Media commentator Phillip Santos says that writers and publishers find themselves losing out to piracy because they are doing business as usual, which keeps them several steps behind current trends and outside contemporary practices.

He says that the runaway digitalisation of all socio-economic, creative and political activities has prompted migration to digital platforms across the horizon, hence the need for the book sector to acclimatise.

“Literature, whose own existential trajectory can be traced back to as far as history cares to remember, is now forced to incorporate modern technological interventions throughout the work-flow process,” Santos says.

“The conceptualisation, writing, editing, packaging, distribution and consumption of literary works is now likely to be laced around digital devices. It is necessary that writers, publishers and distributors approach their work with this reality in mind,” he says.

While our terminally technophobic traditional institutions are failing to take charge of the information war and restore the glamour of the book sector, I have watched with interest how Zimbabwean poets, in particular, are staking their claim to relevance in a prohibiting environment.
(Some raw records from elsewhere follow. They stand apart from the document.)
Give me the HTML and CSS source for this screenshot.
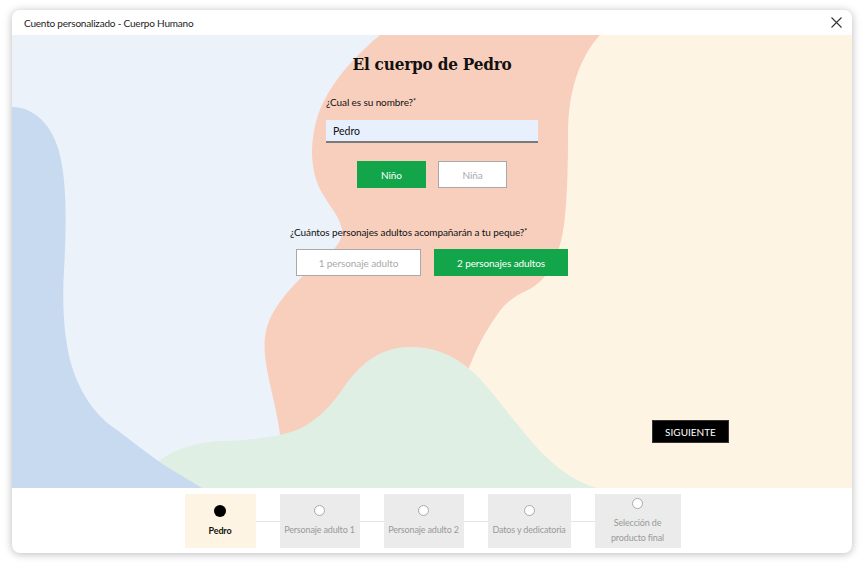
FILE: index.html
```html
<!DOCTYPE html>
<html>
<head>
    <title>Cuento personalizado - Cuerpo Humano</title>
    <link rel="stylesheet" href="styles.css">
</head>

<body>
    <div class="page">
        <div class="dialog">
            <div class="dialog-header">
                <span class="dialog-title">Cuento personalizado - Cuerpo Humano</span>
                <button class="close-btn" aria-label="Cerrar">
                    <svg width="11" height="11" viewBox="0 0 11 11">
                        <path d="M0.5 0.5 L10.5 10.5 M10.5 0.5 L0.5 10.5" stroke="#333" stroke-width="1.1" fill="none"/>
                    </svg>
                </button>
            </div>

            <div class="stage">
                <svg class="stage-art" viewBox="0 0 840 453" preserveAspectRatio="none">
                    <path fill="#F8CFBD" d="M368,0 C350,15 318,45 306,80 C298,105 298,130 306,150 C314,168 328,180 330,195 C332,215 300,230 282,250 C262,272 250,290 253,320 C256,350 268,380 270,420 L840,420 L840,0 Z"/>
                    <path fill="#FEF4E4" d="M588,0 C568,22 556,55 556,100 C556,150 554,190 548,210 C542,232 532,246 518,254 C505,260 494,266 485,280 C472,298 464,315 456,335 L430,453 L840,453 L840,0 Z"/>
                    <path fill="#E0EFE4" d="M90,453 L148,425 C165,413 185,407 210,406 C240,405 265,402 285,395 C305,386 318,372 330,355 C345,333 365,312 398,312 C425,312 445,322 462,338 C480,355 495,378 510,395 C530,420 555,445 585,453 Z"/>
                    <path fill="#C8DAF0" d="M0,72 C25,72 45,95 50,130 C55,160 54,200 52,235 C50,270 52,300 58,325 C66,355 82,380 105,395 C122,408 138,420 152,430 L190,453 L0,453 Z"/>
                </svg>

                <div class="stage-content">
                    <h1 class="book-title">El cuerpo de Pedro</h1>

                    <div class="field name-field">
                        <label for="kid-name">¿Cual es su nombre?<span class="req">*</span></label>
                        <input type="text" id="kid-name" value="Pedro">
                    </div>

                    <div class="choice-row gender-row">
                        <button class="choice choice-small active">Niño</button>
                        <button class="choice choice-small">Niña</button>
                    </div>

                    <div class="field adults-field">
                        <label>¿Cuántos personajes adultos acompañarán a tu peque?<span class="req">*</span></label>
                        <div class="choice-row adults-row">
                            <button class="choice choice-one">1 personaje adulto</button>
                            <button class="choice choice-two active">2 personajes adultos</button>
                        </div>
                    </div>

                    <div class="nav-row">
                        <button class="next-btn">SIGUIENTE</button>
                    </div>
                </div>
            </div>

            <div class="stepper">
                <div class="step step-1 current">
                    <span class="step-dot"></span>
                    <span class="step-label">Pedro</span>
                </div>
                <span class="step-line"></span>
                <div class="step step-2">
                    <span class="step-dot"></span>
                    <span class="step-label">Personaje adulto 1</span>
                </div>
                <span class="step-line"></span>
                <div class="step step-3">
                    <span class="step-dot"></span>
                    <span class="step-label">Personaje adulto 2</span>
                </div>
                <span class="step-line"></span>
                <div class="step step-4">
                    <span class="step-dot"></span>
                    <span class="step-label">Datos y dedicatoria</span>
                </div>
                <span class="step-line"></span>
                <div class="step step-5">
                    <span class="step-dot"></span>
                    <span class="step-label">Selección de<br>producto final</span>
                </div>
            </div>
        </div>
    </div>
</body>
</html>
```

FILE: styles.css
```css
body {
    margin: 0;
    background: #fff;
    font-family: Lato, "Open Sans", sans-serif;
    color: #111;
}

.page {
    padding: 10px 13px 14px 12px;
}

.dialog {
    width: 840px;
    height: 543px;
    background: #fff;
    border-radius: 8px;
    overflow: hidden;
    box-shadow: 0 1px 8px rgba(0, 0, 0, 0.28);
    display: flex;
    flex-direction: column;
}

.dialog-header {
    height: 25px;
    display: flex;
    align-items: center;
    justify-content: space-between;
    padding: 0 10px 0 12px;
    flex-shrink: 0;
}

.dialog-title {
    font-size: 10px;
    letter-spacing: -0.2px;
    color: #222;
}

.close-btn {
    border: none;
    background: none;
    padding: 0;
    width: 11px;
    height: 11px;
    display: flex;
}

/* ilustracion de fondo + formulario */
.stage {
    position: relative;
    height: 453px;
    background: #EBF2FA;
    flex-shrink: 0;
}

.stage-art {
    position: absolute;
    top: 0;
    left: 0;
    width: 100%;
    height: 100%;
}

.stage-content {
    position: relative;
    height: 100%;
    box-sizing: border-box;
    padding-top: 17px;
    display: flex;
    flex-direction: column;
    align-items: center;
}

.book-title {
    margin: 0;
    font-family: "DejaVu Serif Condensed", "DejaVu Serif", "Liberation Serif", serif;
    font-size: 17px;
    line-height: 24px;
    font-weight: bold;
    color: #111;
    letter-spacing: -0.2px;
}

.field label {
    display: block;
    font-size: 10px;
    line-height: 14px;
    letter-spacing: -0.1px;
    color: #111;
}

.req {
    font-size: 7px;
    vertical-align: 2px;
}

.name-field {
    width: 212px;
    margin-top: 18px;
}

.name-field input {
    display: block;
    box-sizing: border-box;
    width: 212px;
    height: 23px;
    margin-top: 11px;
    padding: 0 7px;
    border: none;
    border-bottom: 2px solid #7a7a7a;
    background: #E8F0FE;
    font-family: Lato, sans-serif;
    font-size: 10.5px;
    color: #111;
    outline: none;
}

.choice-row {
    display: flex;
    justify-content: center;
}

.gender-row {
    gap: 12px;
    margin-top: 18px;
}

.choice {
    box-sizing: border-box;
    height: 27px;
    border: 1px solid #a8a8a8;
    background: #fff;
    color: #aaa;
    font-family: Lato, sans-serif;
    font-size: 10px;
    letter-spacing: -0.1px;
    padding: 0;
}

.choice.active {
    background: #12A54A;
    border-color: #12A54A;
    color: #fff;
}

.choice-small {
    width: 69px;
}

.adults-field {
    width: 284px;
    margin-top: 36px;
}

.adults-row {
    gap: 13px;
    margin-top: 10px;
}

.choice-one {
    width: 125px;
}

.choice-two {
    width: 134px;
}

.nav-row {
    margin-top: auto;
    align-self: stretch;
    display: flex;
    justify-content: flex-end;
    padding: 0 123px 45px 0;
}

.next-btn {
    width: 77px;
    height: 23px;
    background: #000;
    border: 1px solid #333;
    color: #fff;
    font-family: Lato, sans-serif;
    font-size: 10px;
    padding: 0;
}

/* pasos */
.stepper {
    flex: 1;
    display: flex;
    justify-content: center;
    align-items: center;
    padding: 6px 0 5px 1px;
    box-sizing: border-box;
}

.step {
    height: 54px;
    box-sizing: border-box;
    background: #EBEBEB;
    display: flex;
    flex-direction: column;
    align-items: center;
    justify-content: center;
    gap: 6px;
}

.step-1 { width: 71px; }
.step-2 { width: 80px; }
.step-3 { width: 80px; }
.step-4 { width: 83px; }
.step-5 { width: 86px; }

.step.current {
    background: #FEF4E4;
}

.step-dot {
    width: 11px;
    height: 11px;
    box-sizing: border-box;
    border: 1px solid #aaa;
    border-radius: 50%;
    background: #fff;
}

.step.current .step-dot {
    width: 12px;
    height: 12px;
    border: none;
    background: #000;
}

.step-label {
    font-size: 9px;
    line-height: 15px;
    letter-spacing: -0.15px;
    color: #9a9a9a;
    text-align: center;
}

.step.current .step-label {
    color: #111;
    font-weight: bold;
}

.step-line {
    width: 24px;
    height: 1px;
    background: #e4e4e4;
}
```
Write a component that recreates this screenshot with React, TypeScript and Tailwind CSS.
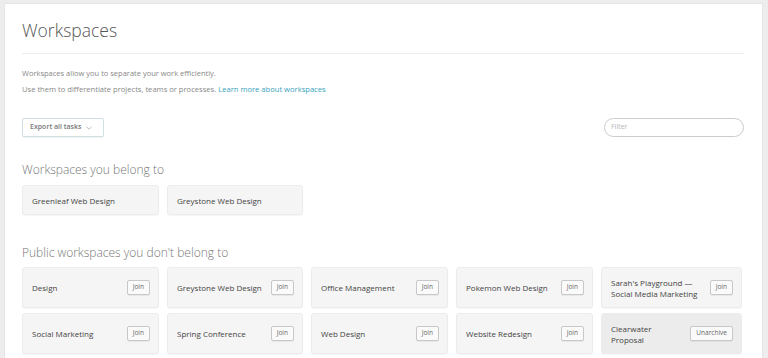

Publishers are, by and large, no longer handling poetry, except for occasional multi-authored anthologies. According to Salt Publishing, there are more people who write poetry than who read it and more people who read poetry than those who buy it.

As such, publishers, who are understandably profit-driven, now habitually slam their doors in the faces of new poets.
Young poets are, however, breaking the muzzle through the adoption of alternative media, Spoken word poetry is all the rage, particularly in Harare, with exponents like Mutumwapavi (Tinashe Muchuri), So Profound (Arnold Chirimika), Mbizo Chirasha, Tendai Maduwa and many others.

Unlike their published predecessors, this new breed is techno-savvy and boasts a remarkable web-presence. As such, they remain unassailed, but rather ferried farther and wider, by the digital tide.

Chirasha, for example, has 24 notable festival performances and at least 60 journal appearances in countries including Mexico, Canada, Namibia, Ghana, UK, Australia and Sudan — a feat few, if any, of the mainstream writers can boast.

One of the success stories of poetry slams, So Profound, happens to be my two-time schoolmate and I remember lamenting the endangered viability of the book sector in one of our many discussions on literature.

Had he absorbed my defeatism and not considered trending avenues, he would not be the force that he is today. The eloquent young wordsmith is, however, growing from strength to strength, with ever-creative initiatives like his forthcoming “In Word, In Song” concert with Adiona Chidzonga.

An honourable mention goes to the Facebook page “263 Nhetembo,” administered Rabison Shumba, with prolific contributors like Edwin Msipa, Sharon Macheka, Rodwell Harinangoni and many others.

With acres of space to let at a nominal price on the Internet, it is no longer worthwhile to take Ignatius Mabasa’s petition “tipeiwo dariro tizunzewo dzedu inda (give us the podium to strut of our stuff)” to publishers before one can claim initiation into Pegasus-land.

I now summon TS Eliot to forestall objections from would-be protectionists who are wont to draw halos around their own stoical tastes and dismiss young artists as an anathema from tradition.

Eliot says to see literature steadily and as a whole involves eminently, seeing it “not as consecrated by time, but to see it beyond time; to see the best work of our time and the best work of twenty-five hundred years ago with the same eyes.”

I believe in this sprawling activity, on the web and the beat-boxing podium, notable voices of our time will emerge and plug the gap left by our stagnating traditional book value chain.